You could also consider a guarantor home loan to avoid paying LMI when borrowing with a low deposit, if your parents (or another family member) agree to guarantee your mortgage with their own property.
- Low doc home loans
Self-employed borrowers and freelancers might find it hard to qualify for a traditional home loan because they have variable income and cannot provide standard proof of income, such as pay slips, to support their mortgage application. A low doc loan is an alternative for borrowers with non-standard income. Such loans require minimal paperwork, making it easier to qualify for a mortgage, but they usually come with a higher-than-average interest rate.
- Bad credit home loans
Life is all about second chances. If you’ve had bad credit in the past but your finances are back on track, a bad credit home loan could help you purchase your dream home, if you’re able to afford it.
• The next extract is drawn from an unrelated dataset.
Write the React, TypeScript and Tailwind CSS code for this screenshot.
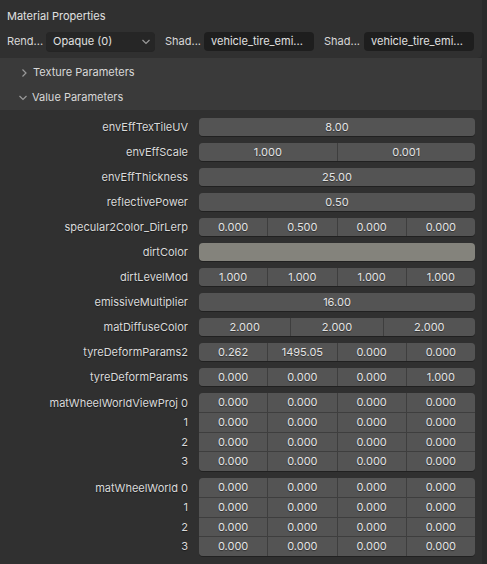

Bad credit home loans are for people with a poor credit history that are now able to service a home loan. However, these home loans are only offered by specialist lenders, and the rate of interest is usually higher than the market average. The good thing is you can improve your credit score by making regular repayments on your home loan, and eventually refinance to a traditional home loan with a lower interest rate.
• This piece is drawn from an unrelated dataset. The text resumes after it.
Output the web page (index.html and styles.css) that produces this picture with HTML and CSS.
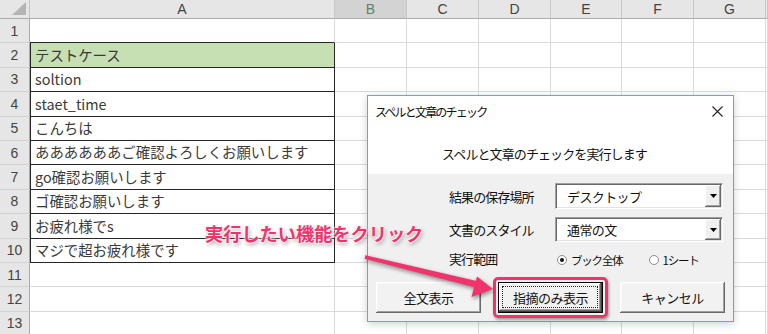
FILE: index.html
```html
<!DOCTYPE html>
<html lang="ja">
<head>
<meta charset="utf-8">
<title>スペルと文章のチェック</title>
<link rel="stylesheet" href="styles.css">
</head>
<body>
<div class="screen">
  <div class="sheet">
    <div class="corner"></div>
    <div class="colhead">A</div>
    <div class="colhead sel">B</div>
    <div class="colhead">C</div>
    <div class="colhead">D</div>
    <div class="colhead">E</div>
    <div class="colhead">F</div>
    <div class="colhead">G</div>
    <div class="colhead tail"></div>

    <div class="rowhead">1</div><div class="cell above"></div><div class="cell"></div><div class="cell"></div><div class="cell"></div><div class="cell"></div><div class="cell"></div><div class="cell"></div><div class="cell"></div>
    <div class="rowhead">2</div><div class="cell t hdr">テストケース</div><div class="cell"></div><div class="cell"></div><div class="cell"></div><div class="cell"></div><div class="cell"></div><div class="cell"></div><div class="cell"></div>
    <div class="rowhead">3</div><div class="cell t">soltion</div><div class="cell"></div><div class="cell"></div><div class="cell"></div><div class="cell"></div><div class="cell"></div><div class="cell"></div><div class="cell"></div>
    <div class="rowhead">4</div><div class="cell t">staet_time</div><div class="cell"></div><div class="cell"></div><div class="cell"></div><div class="cell"></div><div class="cell"></div><div class="cell"></div><div class="cell"></div>
    <div class="rowhead">5</div><div class="cell t">こんちは</div><div class="cell"></div><div class="cell"></div><div class="cell"></div><div class="cell"></div><div class="cell"></div><div class="cell"></div><div class="cell"></div>
    <div class="rowhead">6</div><div class="cell t">ああああああご確認よろしくお願いします</div><div class="cell"></div><div class="cell"></div><div class="cell"></div><div class="cell"></div><div class="cell"></div><div class="cell"></div><div class="cell"></div>
    <div class="rowhead">7</div><div class="cell t">go確認お願いします</div><div class="cell"></div><div class="cell"></div><div class="cell"></div><div class="cell"></div><div class="cell"></div><div class="cell"></div><div class="cell"></div>
    <div class="rowhead">8</div><div class="cell t">ゴ確認お願いします</div><div class="cell"></div><div class="cell"></div><div class="cell"></div><div class="cell"></div><div class="cell"></div><div class="cell"></div><div class="cell"></div>
    <div class="rowhead">9</div><div class="cell t">お疲れ様でs</div><div class="cell"></div><div class="cell"></div><div class="cell"></div><div class="cell"></div><div class="cell"></div><div class="cell"></div><div class="cell"></div>
    <div class="rowhead">10</div><div class="cell t">マジで超お疲れ様です</div><div class="cell"></div><div class="cell"></div><div class="cell"></div><div class="cell"></div><div class="cell"></div><div class="cell"></div><div class="cell"></div>
    <div class="rowhead">11</div><div class="cell"></div><div class="cell"></div><div class="cell"></div><div class="cell"></div><div class="cell"></div><div class="cell"></div><div class="cell"></div><div class="cell"></div>
    <div class="rowhead">12</div><div class="cell"></div><div class="cell"></div><div class="cell"></div><div class="cell"></div><div class="cell"></div><div class="cell"></div><div class="cell"></div><div class="cell"></div>
    <div class="rowhead">13</div><div class="cell"></div><div class="cell"></div><div class="cell"></div><div class="cell"></div><div class="cell"></div><div class="cell"></div><div class="cell"></div><div class="cell"></div>
  </div>

  <div class="dialog">
    <div class="titlebar">
      <span class="title">スペルと文章のチェック</span>
      <svg class="close" width="11" height="11" viewBox="0 0 11 11"><path d="M0.5 0.5 L10.5 10.5 M10.5 0.5 L0.5 10.5" stroke="#222" stroke-width="1.1" fill="none"/></svg>
    </div>
    <div class="message">スペルと文章のチェックを実行します</div>
    <div class="form">
      <div class="fields">
        <span class="lbl">結果の保存場所</span>
        <div class="combo"><span class="combo-text">デスクトップ</span><span class="drop"><svg width="7" height="4" viewBox="0 0 7 4"><path d="M0 0 H7 L3.5 4 Z" fill="#000"/></svg></span></div>
        <span class="lbl">文書のスタイル</span>
        <div class="combo"><span class="combo-text">通常の文</span><span class="drop"><svg width="7" height="4" viewBox="0 0 7 4"><path d="M0 0 H7 L3.5 4 Z" fill="#000"/></svg></span></div>
        <span class="lbl">実行範囲</span>
        <div class="radios">
          <span class="radio-item"><span class="radio on"></span>ブック全体</span>
          <span class="radio-item"><span class="radio"></span>1シート</span>
        </div>
      </div>
      <div class="buttons">
        <button class="btn">全文表示</button>
        <div class="highlight"><button class="btn default">指摘のみ表示</button></div>
        <button class="btn">キャンセル</button>
      </div>
    </div>
  </div>

  <svg class="arrow" width="768" height="334" viewBox="0 0 768 334">
    <polygon points="365.4,255.3 478.8,281.4 477.4,288 364.6,258.7" fill="#f1336c"/>
    <polygon points="493,289 477,276.5 471.5,297" fill="#f1336c"/>
  </svg>
  <div class="callout">実行したい機能をクリック</div>
</div>
</body>
</html>
```

FILE: styles.css
```css
html, body {
  margin: 0;
  padding: 0;
}
body {
  width: 768px;
  height: 334px;
  overflow: hidden;
  background: #fff;
  font-family: "Noto Sans CJK JP", "Noto Sans", sans-serif;
}
.screen {
  position: relative;
  width: 768px;
  height: 334px;
  overflow: hidden;
}

/* spreadsheet */
.sheet {
  display: grid;
  grid-template-columns: 30px 305px 72px 72px 72px 71px 72px 72px 1fr;
  grid-template-rows: 19px repeat(13, 24.4px);
}
.sheet > div {
  box-sizing: border-box;
}
.corner {
  position: relative;
  background: #e6e6e6;
  border-right: 1px solid #c4c4c4;
  border-bottom: 1px solid #ababab;
}
.corner::after {
  content: "";
  position: absolute;
  right: 3px;
  bottom: 3px;
  border-style: solid;
  border-width: 0 0 13px 14px;
  border-color: transparent transparent #b4b4b4 transparent;
}
.colhead {
  display: flex;
  align-items: center;
  justify-content: center;
  background: #e6e6e6;
  border-right: 1px solid #c8c8c8;
  border-bottom: 1px solid #ababab;
  font-family: "Liberation Sans", "Noto Sans", sans-serif;
  font-size: 14px;
  color: #444;
  line-height: 1;
}
.colhead.sel {
  background: #d3d3d3;
  color: #62806a;
}
.rowhead {
  display: flex;
  align-items: center;
  justify-content: center;
  background: #e6e6e6;
  border-right: 1px solid #ababab;
  border-bottom: 1px solid #d2d2d2;
  font-family: "Liberation Sans", "Noto Sans", sans-serif;
  font-size: 14px;
  color: #444;
  line-height: 1;
}
.cell {
  border-right: 1px solid #dadada;
  border-bottom: 1px solid #dadada;
}
.cell.above {
  border-bottom-color: #262626;
}
.cell.t {
  display: flex;
  align-items: center;
  padding-left: 5px;
  border-right-color: #262626;
  border-bottom-color: #262626;
  box-shadow: inset 1px 0 #262626;
  font-size: 14.4px;
  color: #3a3a3a;
  white-space: nowrap;
  line-height: 1;
}
.cell.hdr {
  background: #c6e0b4;
}

/* dialog window */
.dialog {
  position: absolute;
  left: 367px;
  top: 95px;
  width: 367px;
  height: 227px;
  box-sizing: border-box;
  border: 1px solid #6ea2d6;
  background: #f0f0f0;
  box-shadow: 0 2px 8px rgba(0, 0, 0, 0.18);
  display: flex;
  flex-direction: column;
  color: #111;
}
.titlebar {
  height: 31px;
  background: #fff;
  display: flex;
  align-items: center;
  justify-content: space-between;
  padding: 0 10px 0 7px;
}
.title {
  font-size: 12px;
  letter-spacing: -1.8px;
}
.close {
  display: block;
}
.message {
  height: 47px;
  box-sizing: border-box;
  padding: 5px 12px 0 0;
  background: #fff;
  display: flex;
  align-items: center;
  justify-content: center;
  font-size: 13px;
  letter-spacing: -0.9px;
}
.form {
  flex: 1;
  padding-top: 9px;
}
.fields {
  display: grid;
  grid-template-columns: 106px 168px;
  grid-template-rows: 26px 25px 16px;
  row-gap: 8px;
  padding-left: 81px;
}
.lbl {
  display: flex;
  align-items: center;
  font-size: 13px;
  letter-spacing: -0.9px;
}
.combo {
  display: flex;
  background: #fff;
  border: 1px solid;
  border-color: #a0a0a0 #fff #fff #a0a0a0;
  box-shadow: inset 1px 1px #696969, inset -1px -1px #e3e3e3;
  padding: 1px;
}
.combo-text {
  flex: 1;
  display: flex;
  align-items: center;
  padding-left: 10px;
  font-size: 13px;
  letter-spacing: -0.6px;
}
.drop {
  width: 16px;
  display: flex;
  align-items: center;
  justify-content: center;
  background: #f0f0f0;
  box-shadow: inset -1px -1px #696969, inset 1px 1px #fff, inset -2px -2px #a0a0a0;
}
.drop svg {
  display: block;
}
.radios {
  display: flex;
  align-items: center;
  gap: 26px;
  padding: 4px 0 0 2px;
  font-size: 11.5px;
  letter-spacing: -1.2px;
}
.radio-item {
  display: flex;
  align-items: center;
  gap: 4px;
}
.radio {
  width: 10px;
  height: 10px;
  box-sizing: border-box;
  border-radius: 50%;
  border: 1px solid #8c8c8c;
  background: #fff;
  display: flex;
  align-items: center;
  justify-content: center;
}
.radio.on::after {
  content: "";
  width: 4px;
  height: 4px;
  border-radius: 50%;
  background: #111;
}
.buttons {
  display: flex;
  align-items: center;
  gap: 12px;
  margin-top: 11px;
  padding-left: 8px;
}
.btn {
  width: 105px;
  height: 31px;
  box-sizing: border-box;
  padding: 0;
  border: none;
  background: #f2f2f2;
  box-shadow: inset -1px -1px #696969, inset 1px 1px #fff, inset -2px -2px #a0a0a0, inset 2px 2px #f8f8f8;
  font-family: "Noto Sans CJK JP", "Noto Sans", sans-serif;
  font-size: 13px;
  letter-spacing: -0.5px;
  color: #111;
}
.highlight {
  padding: 2px;
  border: 3px solid #f1336c;
  border-radius: 5px;
  box-shadow: 1px 2px 3px rgba(0, 0, 0, 0.35);
  display: flex;
}
.btn.default {
  position: relative;
  border: 1px solid #000;
  box-shadow: inset -1px -1px #3c3c3c, inset -2px -2px #696969, inset 1px 1px #fff, inset -3px -3px #a0a0a0;
}
.btn.default::after {
  content: "";
  position: absolute;
  left: 3px;
  top: 3px;
  right: 4px;
  bottom: 4px;
  border: 1px dotted #222;
}

/* annotation */
.arrow {
  position: absolute;
  left: 0;
  top: 0;
  pointer-events: none;
  filter: drop-shadow(1px 2px 2px rgba(0, 0, 0, 0.45));
}
.callout {
  position: absolute;
  left: 205px;
  top: 224px;
  font-size: 18.2px;
  font-weight: 700;
  line-height: 1;
  color: #f1336c;
  white-space: nowrap;
  text-shadow: 0 0 2px #fff, 0 0 2px #fff, 0 0 3px #fff, 1px 2px 4px rgba(0, 0, 0, 0.45);
}
```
If you’re considering a bad credit home loan, make sure you only borrow as much as you can afford, as missed payments are only going to worsen your credit score. You could also risk losing your home if you default on the mortgage.
- Construction home loans
If you’re building your home from scratch or planning major renovation work, a construction loan could help you save money on interest charges. Construction loans allow gradual withdrawals to fund progressive construction stages, leading to lower repayments that help manage cash flow. Additionally, you’re only charged interest on the amount that has been used up until that point, leading to lower interest costs.
- Bridging home loans
If you’ve decided to switch homes, you might have to wait to sell your current home before you can purchase a new one. But what if you find a deal that’s too good to resist, or you need to move to your new place sooner? A bridging loan can help you ‘bridge’ this gap by providing you money for the new house while you’re still trying to sell your current place. Bridging loans generally last a year, during which you’ll continue repaying your original mortgage and only pay interest on the bridging loan. Once your home is sold, the sale proceeds are used to pay off the original mortgage, and you’ll then start paying both interest and principal repayments for the remaining debt.
Overall, there’s no single mortgage product that’s best for everyone. You need to find a product that matches your requirements and financial goals. Speaking with a mortgage broker can help you understand your options and pick a home loan that’s tailored to your specific needs and goals.